- [Provided material]
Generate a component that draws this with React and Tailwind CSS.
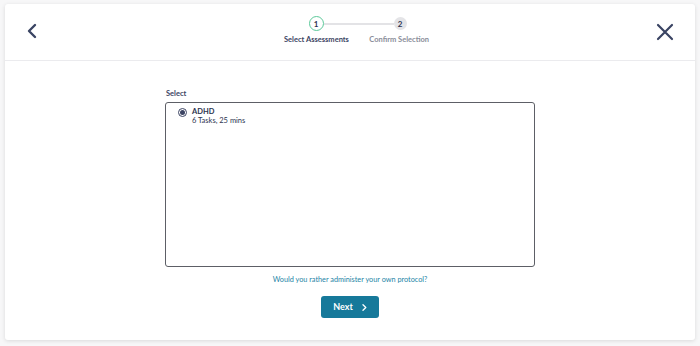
import React, { useState } from "react";

export default function App() {
  const [selected, setSelected] = useState("adhd");

  return (
    <div className="w-[700px] h-[346px] bg-[#f7f7f8] pt-[4px] px-[5px] font-['Lato',sans-serif]">
      <div className="bg-white h-[336px] rounded-[3px] shadow-[0_1px_4px_rgba(0,0,0,0.12)] flex flex-col">
        {/* header */}
        <div className="h-[57px] border-b border-[#ebebee] flex items-start px-[21px]">
          <button className="mt-[19px] w-[12px] text-[#3a4463]">
            <svg width="12" height="16" viewBox="0 0 12 16" fill="none">
              <path d="M9 2 L3 8 L9 14" stroke="currentColor" strokeWidth="2.4" strokeLinecap="round" strokeLinejoin="round" />
            </svg>
          </button>

          <div className="ml-[246px] mt-[12px] w-[145px] flex flex-col text-[7.5px] font-bold">
            <div className="flex items-center pl-[24.5px]">
              <div className="w-[15px] h-[15px] rounded-full border-[1.5px] border-[#5cc99a] flex items-center justify-center text-[8px] text-[#2d3450] bg-white">1</div>
              <div className="w-[70px] h-[2px] bg-[#e3e3e6]" />
              <div className="w-[13px] h-[13px] rounded-full bg-[#e4e4e7] flex items-center justify-center text-[8px] text-[#2d3450]">2</div>
            </div>
            <div className="flex justify-between mt-[3px] whitespace-nowrap">
              <span className="text-[#3c4463]">Select Assessments</span>
              <span className="text-[#8a8d99]">Confirm Selection</span>
            </div>
          </div>

          <button className="ml-auto mt-[19px] text-[#3a4463]">
            <svg width="18" height="18" viewBox="0 0 18 18" fill="none">
              <path d="M2 2 L16 16 M16 2 L2 16" stroke="currentColor" strokeWidth="2.2" strokeLinecap="round" />
            </svg>
          </button>
        </div>

        {/* body */}
        <div className="flex flex-col items-center pt-[27px]">
          <div className="w-[370px]">
            <div className="text-[7.5px] font-bold text-[#3c4463] mb-[3px] ml-[1px]">Select</div>
            <div className="h-[165px] border border-[#5d5f66] rounded-[3px] px-[12px] py-[4px]">
              <label className="flex items-start gap-[5px] cursor-pointer" onClick={() => setSelected("adhd")}>
                <span className="mt-[1px] w-[9px] h-[9px] rounded-full border border-[#3c4463] flex items-center justify-center">
                  {selected === "adhd" && <span className="w-[5px] h-[5px] rounded-full bg-[#3c4463]" />}
                </span>
                <span className="flex flex-col leading-[9px]">
                  <span className="text-[7.5px] font-bold text-[#2d3450]">ADHD</span>
                  <span className="text-[7.5px] text-[#2d3450]">6 Tasks, 25 mins</span>
                </span>
              </label>
            </div>
          </div>

          <a className="mt-[8px] text-[7.3px] text-[#1d84a6]">Would you rather administer your own protocol?</a>

          <button className="mt-[10px] w-[58px] h-[22px] rounded-[3px] bg-[#16799a] text-white text-[9px] font-bold flex items-center justify-center gap-[9px]">
            <span>Next</span>
            <svg width="5" height="7" viewBox="0 0 5 7" fill="none">
              <path d="M1 0.8 L3.8 3.5 L1 6.2" stroke="white" strokeWidth="1.3" strokeLinecap="round" strokeLinejoin="round" />
            </svg>
          </button>
        </div>
      </div>
    </div>
  );
}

- [To do]
Leave out the pictures and print every line of the data exactly.

- [Answer to this exercise]
Generate a component that draws this with React and Tailwind CSS.
import React, { useState } from "react";

export default function App() {
  const [selected, setSelected] = useState("adhd");

  return (
    <div className="w-[700px] h-[346px] bg-[#f7f7f8] pt-[4px] px-[5px] font-['Lato',sans-serif]">
      <div className="bg-white h-[336px] rounded-[3px] shadow-[0_1px_4px_rgba(0,0,0,0.12)] flex flex-col">
        {/* header */}
        <div className="h-[57px] border-b border-[#ebebee] flex items-start px-[21px]">
          <button className="mt-[19px] w-[12px] text-[#3a4463]">
            <svg width="12" height="16" viewBox="0 0 12 16" fill="none">
              <path d="M9 2 L3 8 L9 14" stroke="currentColor" strokeWidth="2.4" strokeLinecap="round" strokeLinejoin="round" />
            </svg>
          </button>

          <div className="ml-[246px] mt-[12px] w-[145px] flex flex-col text-[7.5px] font-bold">
            <div className="flex items-center pl-[24.5px]">
              <div className="w-[15px] h-[15px] rounded-full border-[1.5px] border-[#5cc99a] flex items-center justify-center text-[8px] text-[#2d3450] bg-white">1</div>
              <div className="w-[70px] h-[2px] bg-[#e3e3e6]" />
              <div className="w-[13px] h-[13px] rounded-full bg-[#e4e4e7] flex items-center justify-center text-[8px] text-[#2d3450]">2</div>
            </div>
            <div className="flex justify-between mt-[3px] whitespace-nowrap">
              <span className="text-[#3c4463]">Select Assessments</span>
              <span className="text-[#8a8d99]">Confirm Selection</span>
            </div>
          </div>

          <button className="ml-auto mt-[19px] text-[#3a4463]">
            <svg width="18" height="18" viewBox="0 0 18 18" fill="none">
              <path d="M2 2 L16 16 M16 2 L2 16" stroke="currentColor" strokeWidth="2.2" strokeLinecap="round" />
            </svg>
          </button>
        </div>

        {/* body */}
        <div className="flex flex-col items-center pt-[27px]">
          <div className="w-[370px]">
            <div className="text-[7.5px] font-bold text-[#3c4463] mb-[3px] ml-[1px]">Select</div>
            <div className="h-[165px] border border-[#5d5f66] rounded-[3px] px-[12px] py-[4px]">
              <label className="flex items-start gap-[5px] cursor-pointer" onClick={() => setSelected("adhd")}>
                <span className="mt-[1px] w-[9px] h-[9px] rounded-full border border-[#3c4463] flex items-center justify-center">
                  {selected === "adhd" && <span className="w-[5px] h-[5px] rounded-full bg-[#3c4463]" />}
                </span>
                <span className="flex flex-col leading-[9px]">
                  <span className="text-[7.5px] font-bold text-[#2d3450]">ADHD</span>
                  <span className="text-[7.5px] text-[#2d3450]">6 Tasks, 25 mins</span>
                </span>
              </label>
            </div>
          </div>

          <a className="mt-[8px] text-[7.3px] text-[#1d84a6]">Would you rather administer your own protocol?</a>

          <button className="mt-[10px] w-[58px] h-[22px] rounded-[3px] bg-[#16799a] text-white text-[9px] font-bold flex items-center justify-center gap-[9px]">
            <span>Next</span>
            <svg width="5" height="7" viewBox="0 0 5 7" fill="none">
              <path d="M1 0.8 L3.8 3.5 L1 6.2" stroke="white" strokeWidth="1.3" strokeLinecap="round" strokeLinejoin="round" />
            </svg>
          </button>
        </div>
      </div>
    </div>
  );
}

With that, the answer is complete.